On the criticism by Leader of Opposition Rahul Gandhi regarding the abysmally poor number of officers from the scheduled caste, scheduled tribe and backward communities in various administrative services, Sitharaman once again referred to wily acknowledged failures – even by Congress’s own leaders, including Rahul – of past governments led by Jawaharlal Nehru, Indira Gandhi and Rajiv Gandhi in apportioning a quota for backward castes.

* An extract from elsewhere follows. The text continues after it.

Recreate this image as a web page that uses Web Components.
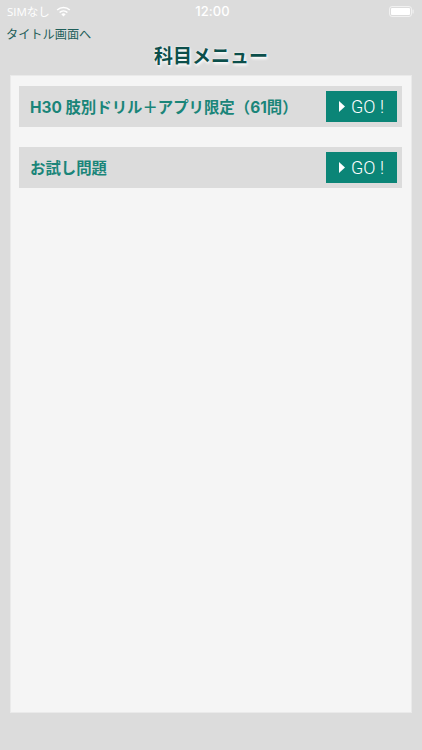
<!DOCTYPE html>
<html lang="ja">
<head>
<meta charset="utf-8">
<title>科目メニュー</title>
<style>
  html, body { margin: 0; height: 100%; }
  body { background: #dcdcdc; font-family: "Open Sans", "Noto Sans CJK JP", sans-serif; }
</style>
</head>
<body>
<menu-screen>
  <menu-row label="H30 肢別ドリル＋アプリ限定（61問）"></menu-row>
  <menu-row label="お試し問題"></menu-row>
</menu-screen>

<script>
const FONT = '"Open Sans", "Noto Sans CJK JP", sans-serif';

class StatusBar extends HTMLElement {
  constructor() {
    super();
    this.attachShadow({ mode: 'open' });
    this.shadowRoot.innerHTML = `
      <style>
        :host { display: grid; grid-template-columns: 1fr auto 1fr; align-items: center; height: 22px; padding: 0 8px 0 7px; color: #fff; font: 12px ${FONT}; }
        .left { display: flex; align-items: center; gap: 6px; }
        .carrier { font-size: 11.5px; }
        .time { font: 500 13px Inter, sans-serif; letter-spacing: .1px; padding-left: 4px; }
        .right { display: flex; justify-content: flex-end; }
        svg { display: block; }
      </style>
      <div class="left">
        <span class="carrier">SIMなし</span>
        <svg width="15" height="11" viewBox="0 0 15 11">
          <path d="M7.5 10.6 5.3 8.2a3.2 3.2 0 0 1 4.4 0Z" fill="#fff"/>
          <path d="M3.6 6.5a5.7 5.7 0 0 1 7.8 0" fill="none" stroke="#fff" stroke-width="1.6"/>
          <path d="M1.2 4a9.2 9.2 0 0 1 12.6 0" fill="none" stroke="#fff" stroke-width="1.6"/>
        </svg>
      </div>
      <span class="time">12:00</span>
      <div class="right">
        <svg width="25" height="11" viewBox="0 0 25 11">
          <rect x=".5" y=".5" width="22" height="10" rx="2.5" fill="none" stroke="#fff" stroke-opacity=".6"/>
          <rect x="2" y="2" width="19" height="7" rx="1" fill="#fff"/>
          <rect x="23.5" y="3.5" width="1.2" height="4" rx=".6" fill="#fff" fill-opacity=".6"/>
        </svg>
      </div>
    `;
  }
}

class GoButton extends HTMLElement {
  constructor() {
    super();
    this.attachShadow({ mode: 'open' });
    this.shadowRoot.innerHTML = `
      <style>
        :host { display: flex; align-items: center; justify-content: center; gap: 6px; width: 71px; height: 31px; background: #0b8577; color: #fff; font: 300 18px Roboto, sans-serif; }
        svg { display: block; }
      </style>
      <svg width="6" height="11" viewBox="0 0 6 11"><path d="M0 0 6 5.5 0 11Z" fill="#fff"/></svg>
      <span>GO !</span>
    `;
  }
}

class MenuRow extends HTMLElement {
  constructor() {
    super();
    this.attachShadow({ mode: 'open' });
  }

  connectedCallback() {
    this.shadowRoot.innerHTML = `
      <style>
        :host { display: flex; align-items: center; justify-content: space-between; height: 41px; padding: 0 5px 0 11px; background: #dcdcdc; }
        .label { color: #1a8579; font: bold 15.4px Inter, "Noto Sans CJK JP", sans-serif; white-space: nowrap; padding-bottom: 2px; }
      </style>
      <span class="label">${this.getAttribute('label')}</span>
      <go-button></go-button>
    `;
  }
}

class MenuScreen extends HTMLElement {
  constructor() {
    super();
    this.attachShadow({ mode: 'open' });
    this.shadowRoot.innerHTML = `
      <style>
        :host { display: flex; flex-direction: column; box-sizing: border-box; height: 750px; padding-bottom: 37px; }
        .back { padding: 5px 0 0 6px; height: 14px; line-height: 15px; color: #1f5f5a; font-size: 12.2px; }
        h1 { margin: 0; height: 34px; line-height: 30px; text-align: center; color: #0c4f4b; font-size: 19px; font-weight: bold; text-shadow: 1px 2px 3px rgba(255,255,255,.95), 0 0 2px #fff; }
        .panel { flex: 1; display: flex; flex-direction: column; gap: 20px; margin: 0 10px; padding: 10px 9px 9px 8px; background: #f5f5f5; border: 1px solid #eaeaea; box-sizing: border-box; }
      </style>
      <status-bar></status-bar>
      <div class="back">タイトル画面へ</div>
      <h1>科目メニュー</h1>
      <div class="panel"><slot></slot></div>
    `;
  }
}

customElements.define('status-bar', StatusBar);
customElements.define('go-button', GoButton);
customElements.define('menu-row', MenuRow);
customElements.define('menu-screen', MenuScreen);
</script>
</body>
</html>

“If you had given them a quota (in the services) then, they would have been in senior positions today,” the finance minister said, even as she slammed Rahul for “disrespecting the halwa ceremony” that precedes the final drafting of the Union Budget each year. Asserting that “charity begins at home”, the finance minister also asked Rahul to explain why the board of trustees of the Rajiv Gandhi Foundation and the Rajiv Gandhi Charitable Trust, which have nine and five members respectively, had no representative from the SC, ST and OBC communities.

Rejects other charges as well

Sitharaman also rejected all criticism by the Opposition over growing poverty and hunger in the country, asserting that she “cannot believe in flawed indicators” relied upon by the Global Hunger Index (India’s rank in the GHI has been steadily slipping for the past decade) and wondered, rhetorically of course, “how are conflict-ridden nations, African nations being ranked above India when we are giving free rations to 80 crore people... how can they say Indians are going hungry”.

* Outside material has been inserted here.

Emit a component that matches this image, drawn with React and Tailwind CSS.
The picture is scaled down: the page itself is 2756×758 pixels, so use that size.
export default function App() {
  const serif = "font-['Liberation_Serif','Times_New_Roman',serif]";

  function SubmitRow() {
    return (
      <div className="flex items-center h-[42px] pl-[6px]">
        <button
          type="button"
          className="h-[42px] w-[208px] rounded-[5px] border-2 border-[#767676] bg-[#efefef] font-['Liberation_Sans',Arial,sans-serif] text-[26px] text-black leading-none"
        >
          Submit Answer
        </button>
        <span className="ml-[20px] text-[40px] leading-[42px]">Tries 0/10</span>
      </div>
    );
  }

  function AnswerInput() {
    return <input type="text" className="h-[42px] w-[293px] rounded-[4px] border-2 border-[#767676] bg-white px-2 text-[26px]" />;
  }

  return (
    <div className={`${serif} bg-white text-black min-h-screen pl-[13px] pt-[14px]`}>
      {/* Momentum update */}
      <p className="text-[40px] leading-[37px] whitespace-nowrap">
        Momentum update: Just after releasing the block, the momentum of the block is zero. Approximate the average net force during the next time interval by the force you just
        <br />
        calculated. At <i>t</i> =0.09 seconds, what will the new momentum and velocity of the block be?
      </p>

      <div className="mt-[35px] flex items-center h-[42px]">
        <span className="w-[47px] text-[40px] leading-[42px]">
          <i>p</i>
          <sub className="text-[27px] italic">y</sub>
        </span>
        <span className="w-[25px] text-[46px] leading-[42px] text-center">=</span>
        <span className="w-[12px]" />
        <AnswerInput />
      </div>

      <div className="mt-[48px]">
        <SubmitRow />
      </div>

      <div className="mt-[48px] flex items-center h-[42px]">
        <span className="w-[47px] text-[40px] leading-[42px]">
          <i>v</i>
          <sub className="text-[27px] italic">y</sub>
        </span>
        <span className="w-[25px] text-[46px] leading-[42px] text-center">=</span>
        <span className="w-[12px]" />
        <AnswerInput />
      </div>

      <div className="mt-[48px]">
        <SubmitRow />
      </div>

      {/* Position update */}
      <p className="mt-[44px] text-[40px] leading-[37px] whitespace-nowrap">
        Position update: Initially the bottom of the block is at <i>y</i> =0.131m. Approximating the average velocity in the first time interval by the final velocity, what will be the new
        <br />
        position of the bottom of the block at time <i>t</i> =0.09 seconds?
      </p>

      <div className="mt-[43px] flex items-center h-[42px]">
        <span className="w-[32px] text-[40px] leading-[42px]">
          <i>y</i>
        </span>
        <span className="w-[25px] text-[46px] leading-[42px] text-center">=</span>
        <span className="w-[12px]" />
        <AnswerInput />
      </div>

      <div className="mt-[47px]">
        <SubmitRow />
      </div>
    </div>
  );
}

The finance minister offered no reply on the growing incidents of railway accidents, her decision to impose higher tax on LTCG transactions while doing away with indexation or on how she planned to fulfil the projected targets of job creation.

With the Opposition loudly interrupting her speech with demands for clear answers to their specific questions, the finance minister claimed the Indian economy, Armed Forces and the country’s parliamentary conventions as well as social fabric were all “under severe attack” and that the Opposition, in cahoots with other forces, was trying to create “mistrust in the society through fallacies”.

Sitharaman said the political situation in India today, as result of “this huge nexus of a conspiracy” had become such that “even a spark will create a massive conflict”. She alluded to the Opposition’s criticism of the Agniveer scheme as a ploy to “divide the Army and its soldiers”. On the INDIA bloc’s other key attack at the Modi government; that of patronising select capitalists like Gautam Adani and Mukesh Ambani, the finance minister said “entrepreneurship is being villainised” and “negativity is being spread against business and wealth creators”.